Most of IBM’s contemporary awards are related to developments in artificial intelligence, cloud computing, cybersecurity and, of course, one of my favorite geek-topics, the blockchain. (The latter underlies an IBM service related to food supply chain safety and traceability, a matter for a future column.) But sometimes IBM’s research strays into some unexpected areas.
Exhibit A is a plastics recycling process announced early this month that IBM scientists have christened VolCat, short for volatile catalyst. The reaction uses heat and ethylene glycol in a reactor — think pressure cooker, one that operates at temperatures above 200 degrees Celsius — to “digest” polyesters and separate out monomers in the form of a white powder that can be used to make new plastics. That material, IBM suggests, can be fed back into the plastic manufacturing so it can be reborn.
As anyone can tell you, the plastic industry is hungry for new recycling approaches that can scale up to handle the world’s big cleanup, recovery and reuse challenge. Processes based on chemistry or biology, rather than mechanical sorting and separation, will be imperative considering the 8 million tons of plastics finding their way into oceans every year.

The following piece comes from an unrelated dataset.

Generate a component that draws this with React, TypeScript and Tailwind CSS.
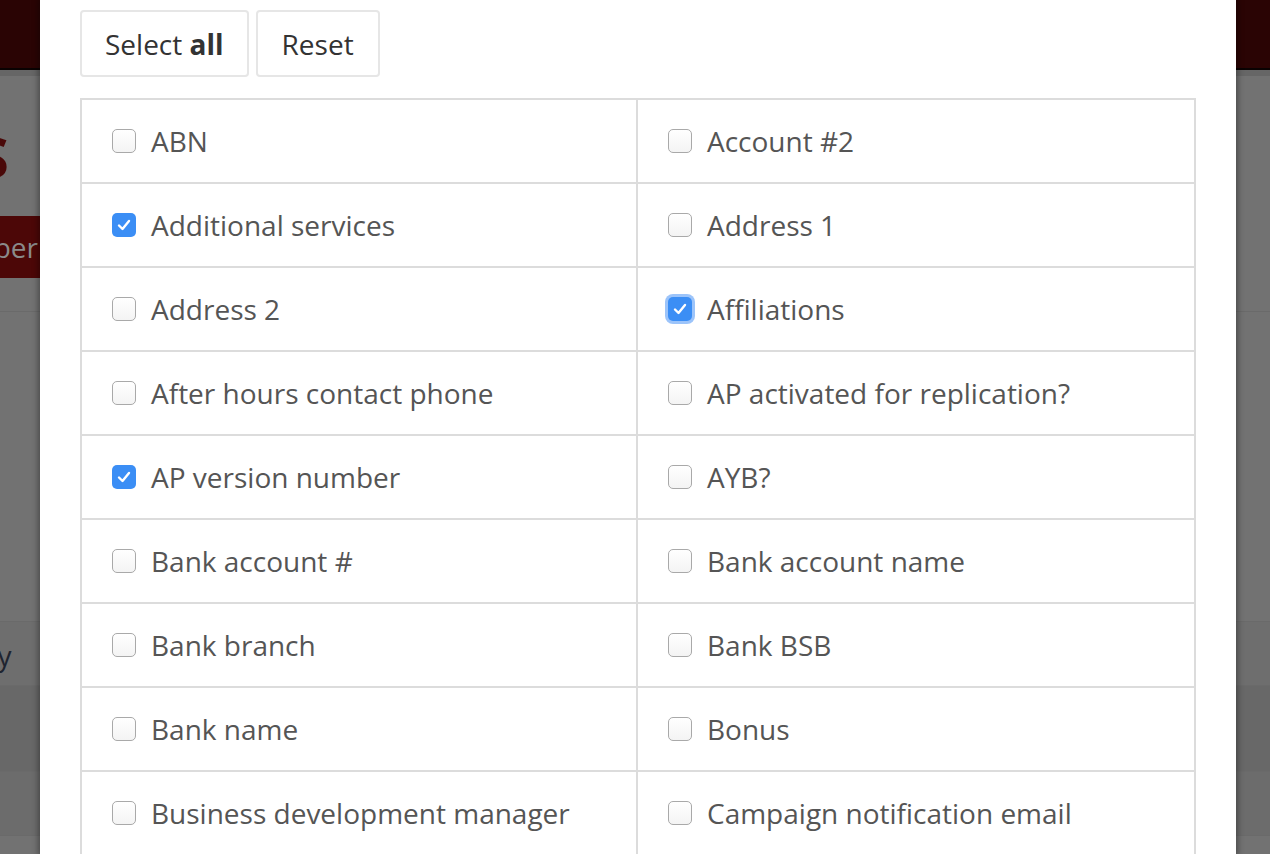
import { useState } from "react";

type Field = { label: string; checked?: boolean; focused?: boolean };

const fields: Field[] = [
    { label: "ABN" },
    { label: "Account #2" },
    { label: "Additional services", checked: true },
    { label: "Address 1" },
    { label: "Address 2" },
    { label: "Affiliations", checked: true, focused: true },
    { label: "After hours contact phone" },
    { label: "AP activated for replication?" },
    { label: "AP version number", checked: true },
    { label: "AYB?" },
    { label: "Bank account #" },
    { label: "Bank account name" },
    { label: "Bank branch" },
    { label: "Bank BSB" },
    { label: "Bank name" },
    { label: "Bonus" },
    { label: "Business development manager" },
    { label: "Campaign notification email" },
];

function Checkbox({ checked, focused }: { checked: boolean; focused?: boolean }) {
    if (checked) {
        return (
            <span
                className={`flex h-6 w-6 flex-shrink-0 items-center justify-center rounded-[5px] bg-[#3b8ef5] ${
                    focused ? "ring-[3px] ring-[#9cc4fa]" : ""
                }`}
            >
                <svg width="14" height="12" viewBox="0 0 14 12" fill="none">
                    <path d="M2 6.5 L5.5 10 L12 2" stroke="white" strokeWidth="2.4" strokeLinecap="round" strokeLinejoin="round" />
                </svg>
            </span>
        );
    }
    return (
        <span className="block h-6 w-6 flex-shrink-0 rounded-[5px] border-[1.5px] border-[#a9a9a9] bg-gradient-to-b from-white to-[#f4f4f4]" />
    );
}

export default function App() {
    const [state, setState] = useState(fields);

    function toggle(i: number) {
        setState((prev) => prev.map((f, j) => (j === i ? { ...f, checked: !f.checked } : f)));
    }

    return (
        <div
            className="relative h-[854px] w-full overflow-hidden bg-[#727272]"
            style={{ fontFamily: '"Open Sans", "Liberation Sans", sans-serif' }}
        >
            {/* Dimmed page behind the modal */}
            <div className="h-[70px] border-b-[2px] border-[#0a0202] bg-[#2a0404]" />
            <div className="h-[6px] bg-[#666]" />
            <div className="relative h-[236px] border-b border-[#6a6a6a]">
                <span className="absolute left-[-22px] top-[52px] text-[56px] leading-none font-bold text-[#4a0909]">S</span>
                <span className="absolute left-[-60px] top-[140px] flex h-[62px] w-[100px] items-center justify-end bg-[#4c0707] pr-[2px] text-[28px] text-[#8a8a8a]">
                    ber
                </span>
            </div>
            <div className="h-[310px] border-b border-[#6a6a6a]" />
            <div className="relative h-[64px] border-b border-[#6a6a6a] bg-[#6e6e6e]">
                <span className="absolute left-[-14px] top-[12px] text-[28px] text-[#1e2430]">ry</span>
            </div>
            <div className="h-[86px] border-b border-[#6a6a6a] bg-[#686868]" />
            <div className="h-[64px] border-b border-[#6a6a6a] bg-[#6c6c6c]" />

            {/* Modal */}
            <div className="absolute bottom-0 left-[40px] top-0 w-[1196px] bg-white shadow-[0_0_6px_2px_rgba(0,0,0,0.35)]">
                <div className="flex gap-[7px] pl-[40px] pt-[10px]">
                    <button
                        type="button"
                        className="h-[67px] rounded-[4px] border-2 border-[#e6e6e6] bg-white px-[23px] text-[28px] text-[#333]"
                    >
                        Select <b className="font-bold">all</b>
                    </button>
                    <button
                        type="button"
                        className="h-[67px] rounded-[4px] border-2 border-[#e6e6e6] bg-white px-[24px] text-[28px] text-[#333]"
                    >
                        Reset
                    </button>
                </div>

                <div className="ml-[40px] mt-[21px] grid w-[1116px] grid-cols-[556px_1fr] border-l-2 border-t-2 border-[#dcdcdc]">
                    {state.map((f, i) => (
                        <label
                            key={f.label}
                            onClick={() => toggle(i)}
                            className="flex h-[84px] cursor-pointer items-center gap-[15px] border-b-2 border-r-2 border-[#dcdcdc] pl-[30px] text-[28px] text-[#555]"
                        >
                            <Checkbox checked={!!f.checked} focused={f.focused} />
                            <span>{f.label}</span>
                        </label>
                    ))}
                </div>
            </div>
        </div>
    );
}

The new IBM process could be useful in helping process PET, aka polyethylene terephthalate, commonly used in clothing, water bottles, grocery bags, milk cartons — the list goes on.

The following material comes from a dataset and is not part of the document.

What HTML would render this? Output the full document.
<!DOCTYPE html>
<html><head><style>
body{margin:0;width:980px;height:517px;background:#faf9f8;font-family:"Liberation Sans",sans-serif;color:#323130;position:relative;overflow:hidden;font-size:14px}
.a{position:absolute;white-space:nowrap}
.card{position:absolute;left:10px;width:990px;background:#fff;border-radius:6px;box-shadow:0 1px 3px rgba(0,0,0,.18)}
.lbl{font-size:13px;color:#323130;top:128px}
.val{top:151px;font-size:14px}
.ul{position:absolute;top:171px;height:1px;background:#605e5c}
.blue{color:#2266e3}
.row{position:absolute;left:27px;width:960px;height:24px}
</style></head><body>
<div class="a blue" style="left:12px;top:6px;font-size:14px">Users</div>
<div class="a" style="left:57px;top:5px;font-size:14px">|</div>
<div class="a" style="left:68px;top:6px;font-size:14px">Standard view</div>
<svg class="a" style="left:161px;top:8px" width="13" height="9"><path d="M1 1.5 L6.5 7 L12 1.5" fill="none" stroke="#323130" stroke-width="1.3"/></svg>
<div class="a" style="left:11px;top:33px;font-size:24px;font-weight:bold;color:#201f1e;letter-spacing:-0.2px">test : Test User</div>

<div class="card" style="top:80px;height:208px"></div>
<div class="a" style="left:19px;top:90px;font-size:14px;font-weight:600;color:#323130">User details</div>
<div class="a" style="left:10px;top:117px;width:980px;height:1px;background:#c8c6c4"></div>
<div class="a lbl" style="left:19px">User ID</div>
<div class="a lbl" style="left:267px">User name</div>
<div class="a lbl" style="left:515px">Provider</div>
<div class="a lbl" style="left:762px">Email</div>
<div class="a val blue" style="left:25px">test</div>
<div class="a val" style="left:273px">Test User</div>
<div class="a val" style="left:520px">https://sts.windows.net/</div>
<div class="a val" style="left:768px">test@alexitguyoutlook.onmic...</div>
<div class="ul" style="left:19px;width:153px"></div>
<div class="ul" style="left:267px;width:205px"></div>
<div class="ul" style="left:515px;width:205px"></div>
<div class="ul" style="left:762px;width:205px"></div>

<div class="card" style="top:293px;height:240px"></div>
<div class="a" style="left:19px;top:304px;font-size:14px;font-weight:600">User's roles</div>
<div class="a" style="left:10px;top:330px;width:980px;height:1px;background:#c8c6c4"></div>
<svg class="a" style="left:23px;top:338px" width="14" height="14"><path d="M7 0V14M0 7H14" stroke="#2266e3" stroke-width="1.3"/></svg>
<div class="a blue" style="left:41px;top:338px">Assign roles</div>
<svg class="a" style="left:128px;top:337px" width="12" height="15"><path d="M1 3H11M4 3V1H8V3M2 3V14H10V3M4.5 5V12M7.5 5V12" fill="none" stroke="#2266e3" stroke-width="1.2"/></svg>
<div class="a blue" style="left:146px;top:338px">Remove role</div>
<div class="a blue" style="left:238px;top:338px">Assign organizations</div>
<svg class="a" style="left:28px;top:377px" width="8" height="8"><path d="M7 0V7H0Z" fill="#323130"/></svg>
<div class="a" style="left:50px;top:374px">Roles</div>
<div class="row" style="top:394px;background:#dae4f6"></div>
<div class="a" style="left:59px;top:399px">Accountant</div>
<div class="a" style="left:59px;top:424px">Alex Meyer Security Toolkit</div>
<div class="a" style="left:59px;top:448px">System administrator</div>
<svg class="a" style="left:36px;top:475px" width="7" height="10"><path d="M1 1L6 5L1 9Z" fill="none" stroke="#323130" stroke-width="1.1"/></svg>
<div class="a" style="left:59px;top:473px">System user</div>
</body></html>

What’s especially intriguing about the new IBM system is that it can handle stuff loaded or coated with contaminants such as food residue, glue, dirt, dyes and pigments — it has been tested so far with everything from mannequin heads to plastic bottles to shredded polyester clothing to fishing wire, according to the senior IBM chemist I interviewed about the technology, Bob Allen.
“It’s a molecular sorter,” he said. Once the process is completed, the catalyst can be recovered and reused.
How it works
VolCat draws on a process known as catalysis, which helps speed up chemical reactions. The project started out as an experiment by researchers focused on supporting IBM’s storied expertise in semiconductor materials and fabrication. It’s the same group that several years ago discovered an “endlessly recyclable” polymer that could play a crucial role in promoting reuse. The team was exploring ways to improve the semiconductor production and polymer recovery process. “IBM has a great interest in polymers,” Allen said.
Mind you, this is still an early-stage invention that only has been proven at “bench scale” in very small batches, as Gregg Beckham, senior research fellow at the National Renewable Energy Laboratory, put it.
That’s why the IBM Research group is actively looking outside its own research division for a dream team of scientists including, potentially, NREL researchers. It’s also seeking industry partners that could help industrialize this approach, according to Allen. “We’re working together to assemble a team of likeminded individuals and companies to take this breakthrough to the world,” he said.
None have stepped forward publicly, but think PET suppliers and buyers.
Learn more about solutions to the ocean plastics problem during the Wednesday session of the GreenBiz 19 virtual event.
Although other chemical recycling approaches bubbling up onto the market are far more mature when it comes to technology development, Beckham described VolCat as fast compared to the approaches. Alternative, non-catalytic methods of chemical recycling, such as thermal glycolysis, can take up to 24 hours, and the high temperatures required produce a substance that is somewhat yellowed, according to Allen.
VolCat uses lower temperatures and typically can run the process in two hours.
Another notable distinction is that IBM’s breakthrough uses a catalyst that is readily available in the form of antifreeze or airplane deicing fluid. “It’s very cheap and very easy to get,” Beckham said. While the substance can be toxic to humans and animals, it can be handled relatively easily and safely in an industrial setting, he said.
Two companies that are working on similar technologies, but that are much farther along in terms of market development, are Canada’s Loop Industries, which already has high-profile partnerships with PepsiCo, Danone and L’Oreal (among others); and France’s Carbios, which uses hydrolysis to biodegrade single-use PET plastics. The latter signed a co-development partnership with Novozymes in late January.